The reason for starting the Awards was to encourage more companies to hire persons with disabilities. In 2016, Microsoft came on board as the title partner for the Awards. In the sixth edition of the Nipman Foundation Microsoft Equal Opportunity Awards in 2019, awards were given in seven categories: Technological Innovations Empowering PwDs, Non-technological Innovations Empowering PwDs, Companies Hiring PwDs, Inclusive and Integrated Schools, Physical Accessibility Promoting Universal Design, Entrepreneur with a Disability, and Professional with a Disability

==Wheels For Life==
Malhotra is the founder of Wheels for Life - a crowdsourcing platform connecting those who need wheelchairs to donors who can financially contribute for them. This initiative was started in October 2016.

==Project Delhi==
Malhotra co-founded Project Delhi in April 2020 for supporting Persons with Disabilities amidst the COVID-19 pandemic in India.
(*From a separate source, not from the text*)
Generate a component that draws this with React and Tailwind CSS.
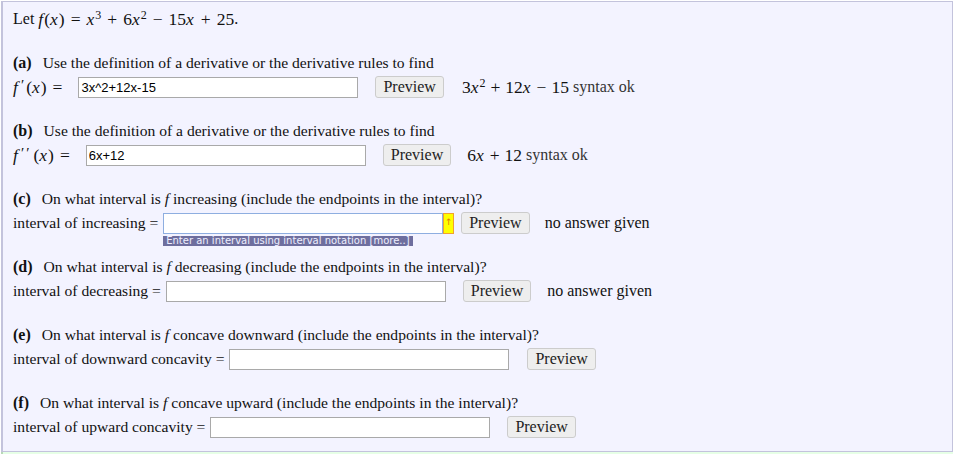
function Preview() {
  return (
    <button className="h-[22px] px-[7px] bg-[#eeeeee] border border-[#cccccc] rounded-[3px] text-[16px] leading-none text-[#222222] font-['Liberation_Serif',serif]">
      Preview
    </button>
  );
}

function Answer({ value = "", focused = false }) {
  return (
    <input
      readOnly
      value={value}
      className={
        "w-[280px] h-[21px] bg-white px-[2px] text-[13px] text-black font-['Liberation_Sans',sans-serif] outline-none border " +
        (focused ? "border-[#8eaee0]" : "border-[#a9a9a9]")
      }
    />
  );
}

// MathJax-ish rendering: slightly larger glyphs, wide operator spacing
function M({ children, className = "" }) {
  return <span className={"inline-flex items-center text-[17.5px] " + className}>{children}</span>;
}

function Op({ children, tight = false }) {
  return <span className={tight ? "mx-[5px]" : "mx-[6px]"}>{children}</span>;
}

function V({ children }) {
  return <i className="pr-[1px]">{children}</i>;
}

function Sup({ children }) {
  return <span className="text-[12px] -mt-[9px]">{children}</span>;
}

function Question({ tag, children }) {
  return (
    <div className="h-[24px] flex items-center">
      <b className="mr-[11px]">({tag})</b>
      <span className="text-[15.6px]">{children}</span>
    </div>
  );
}

export default function App() {
  return (
    <div className="w-[953px] h-[454px] bg-white pt-[1px] overflow-hidden font-['Liberation_Serif',serif] text-[16px] text-[#111111]">
      <div className="ml-[1px] bg-[#f3f3ff] border-t border-l-2 border-r border-b border-[#c3c3dc] pt-[5px] pb-[12px] pl-[10px]">
        <div className="h-[24px] flex items-center">
          <span className="mr-[4px]">Let</span>
          <M>
            <V>f</V>
            <span>(</span>
            <V>x</V>
            <span>)</span>
            <Op>=</Op>
            <V>x</V>
            <Sup>3</Sup>
            <Op>+</Op>
            <span>6</span>
            <V>x</V>
            <Sup>2</Sup>
            <Op>−</Op>
            <span>15</span>
            <V>x</V>
            <Op>+</Op>
            <span>25</span>
          </M>
          <span>.</span>
        </div>

        <div className="mt-[20px]">
          <Question tag="a">Use the definition of a derivative or the derivative rules to find</Question>
          <div className="h-[24px] flex items-center">
            <M>
              <V>f</V>
              <span className="ml-[2px] mr-[2px] text-[15px] -mt-[4px]">′</span>
              <span>(</span>
              <V>x</V>
              <span>)</span>
              <Op>=</Op>
            </M>
            <span className="ml-[10px]"><Answer value="3x^2+12x-15" /></span>
            <span className="ml-[17px]"><Preview /></span>
            <span className="ml-[18px] flex items-center">
              <M>
                <span>3</span>
                <V>x</V>
                <Sup>2</Sup>
                <Op tight>+</Op>
                <span>12</span>
                <V>x</V>
                <Op tight>−</Op>
                <span>15</span>
              </M>
              <span className="ml-[4px] text-[#333333]">syntax ok</span>
            </span>
          </div>
        </div>

        <div className="mt-[20px]">
          <Question tag="b">Use the definition of a derivative or the derivative rules to find</Question>
          <div className="h-[24px] flex items-center">
            <M>
              <V>f</V>
              <span className="ml-[2px] mr-[2px] text-[15px] -mt-[4px] tracking-[2px]">′′</span>
              <span>(</span>
              <V>x</V>
              <span>)</span>
              <Op>=</Op>
            </M>
            <span className="ml-[10px]"><Answer value="6x+12" /></span>
            <span className="ml-[17px]"><Preview /></span>
            <span className="ml-[16px] flex items-center">
              <M>
                <span>6</span>
                <V>x</V>
                <Op tight>+</Op>
                <span>12</span>
              </M>
              <span className="ml-[4px] text-[#333333]">syntax ok</span>
            </span>
          </div>
        </div>

        <div className="mt-[20px]">
          <Question tag="c">
            On what interval is <i>f</i> increasing (include the endpoints in the interval)?
          </Question>
          <div className="h-[24px] flex items-center">
            <span className="mr-[5px] text-[15.6px]">interval of increasing =</span>
            <div className="relative flex">
              <Answer focused />
              <span className="w-[11px] h-[21px] bg-[#ffff00] border border-[#f0a030] flex items-center justify-center text-[9px] text-[#e08000] font-['DejaVu_Sans',sans-serif]">
                ↑
              </span>
              <div className="absolute left-0 top-[23px] h-[10px] px-[3px] bg-[#6e6e9e] text-[#eeeeff] text-[10px] leading-[10px] whitespace-nowrap font-['DejaVu_Sans',sans-serif]">
                Enter an interval using interval notation [more..]
              </div>
            </div>
            <span className="ml-[7px]"><Preview /></span>
            <span className="ml-[15px]">no answer given</span>
          </div>
        </div>

        <div className="mt-[20px]">
          <Question tag="d">
            On what interval is <i>f</i> decreasing (include the endpoints in the interval)?
          </Question>
          <div className="h-[24px] flex items-center">
            <span className="mr-[5px] text-[15.6px]">interval of decreasing =</span>
            <Answer />
            <span className="ml-[17px]"><Preview /></span>
            <span className="ml-[16px]">no answer given</span>
          </div>
        </div>

        <div className="mt-[20px]">
          <Question tag="e">
            On what interval is <i>f</i> concave downward (include the endpoints in the interval)?
          </Question>
          <div className="h-[24px] flex items-center">
            <span className="mr-[5px] text-[15.6px]">interval of downward concavity =</span>
            <Answer />
            <span className="ml-[18px]"><Preview /></span>
          </div>
        </div>

        <div className="mt-[20px]">
          <Question tag="f">
            On what interval is <i>f</i> concave upward (include the endpoints in the interval)?
          </Question>
          <div className="h-[24px] flex items-center">
            <span className="mr-[5px] text-[15.6px]">interval of upward concavity =</span>
            <Answer />
            <span className="ml-[17px]"><Preview /></span>
          </div>
        </div>
      </div>
      <div className="ml-[1px] h-[10px] bg-[#e6ffe6] border-l-2 border-[#b8d8b8]" />
    </div>
  );
}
The idea of Project Delhi was to help persons with disabilities procure essential items by offering contactless delivery of groceries and medicines. Those with mobility issues and high support needs were finding it difficult to step out for buying essentials, primarily groceries and medicines. Through Project Delhi, the volunteers signed up online and delivered these essentials to any disabled person at the MRP.